Rebuilding Hope, August 2012 edition
When Ji, age 14, became involved with a religious group in his small town in China, he was ostracized and teased at school. But then local authorities threatened the family. Within a year it escalated to violent bullying and death threats, and Ji became afraid to leave his house. His parents worried they would lose their jobs.
Ji’s parents worked in a factory, earning just enough to feed and clothe the family of three and send a little help to their elderly parents. But they couldn’t afford to move nor did they have relatives who could take Ji. So Ji’s parents decided that they had to send their son to the United States.
Ji’s mother had a cousin, Quon, who agreed for Ji to come live with him. A smuggler got Ji through customs and took him to Quon, who seemed nice at first. But soon he told Ji that his parents only paid half the smuggling costs and still owed him a great deal of money. Ji would have to pay it off by working in his restaurants.
Six months later, Ji was going to school most days, but worked in the restaurant for 6-8 hours after school and all weekend. He struggled with English and his studies, but avoided getting close to teachers and other students so no one would know what was really going on.
Then one evening the restaurant was raided by the Immigration and Customs Enforcement (ICE), as the restaurant had been under investigation for suspected hiring of undocumented immigrants. Workers were taken into federal custody and Ji was taken to to a shelter for undocumented children to determine his status.
As a victim of trafficking unable to return to his home country, Ji qualified for a special visa to stay in the United States. Foster care was determined to be the best option for Ji since he was under 18, and that’s when Ji’s case was sent to LIRS for his care. LIRS staff placed him with an experienced foster family through a partner organization, and the family gave him a safe and loving environment in which to grow. Ji was able to attend school again without distraction!
LIRS encounters hundreds of trafficking victims every year through our children’s services programs. Some children are trafficked for labor, others for sex work. Thanks to the support of friends like you, LIRS can ensure these children receive the services they critically need to start the recovery process. And one of the most important services we provide for them is foster care placement.
Thanks to the support of friends like you, LIRS can ensure these children receive the services they critically need to start the recovery process.

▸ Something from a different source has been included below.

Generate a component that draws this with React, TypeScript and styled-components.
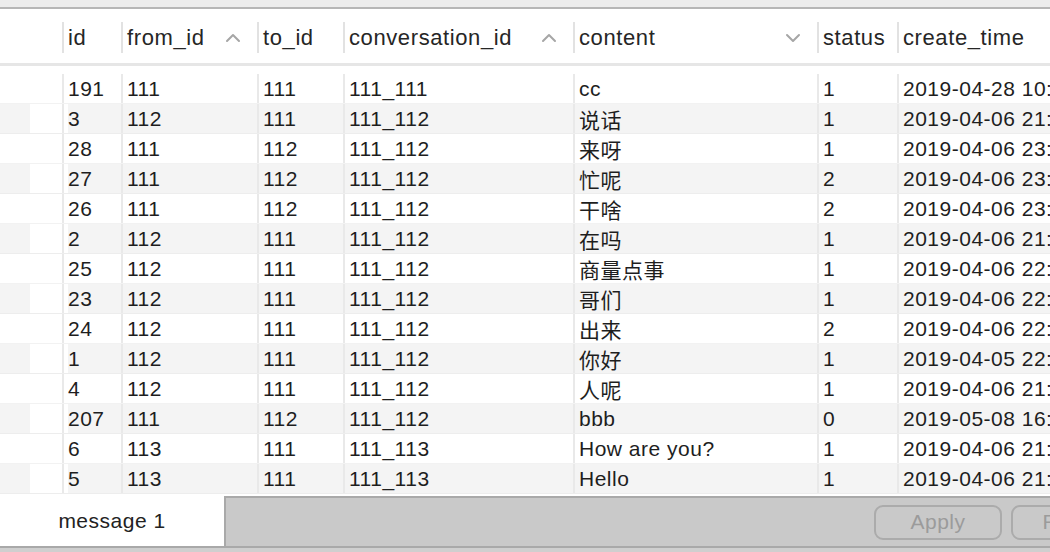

Our foster care program places trafficking victims into loving families where they can grow up in safety and protection. For victims like Ji, “family” can no longer mean the family he was born with. It must simply mean being safe and cared for in a loving environment. And LIRS strives to make sure this is possible.
LIRS is one of two organizations in the world that provides specialized foster care services for unaccompanied refugee children and trafficking victims. And we are only able to continue helping them because of the generous support of friends like you. Thank you so much for helping children like Ji find a place they can call home!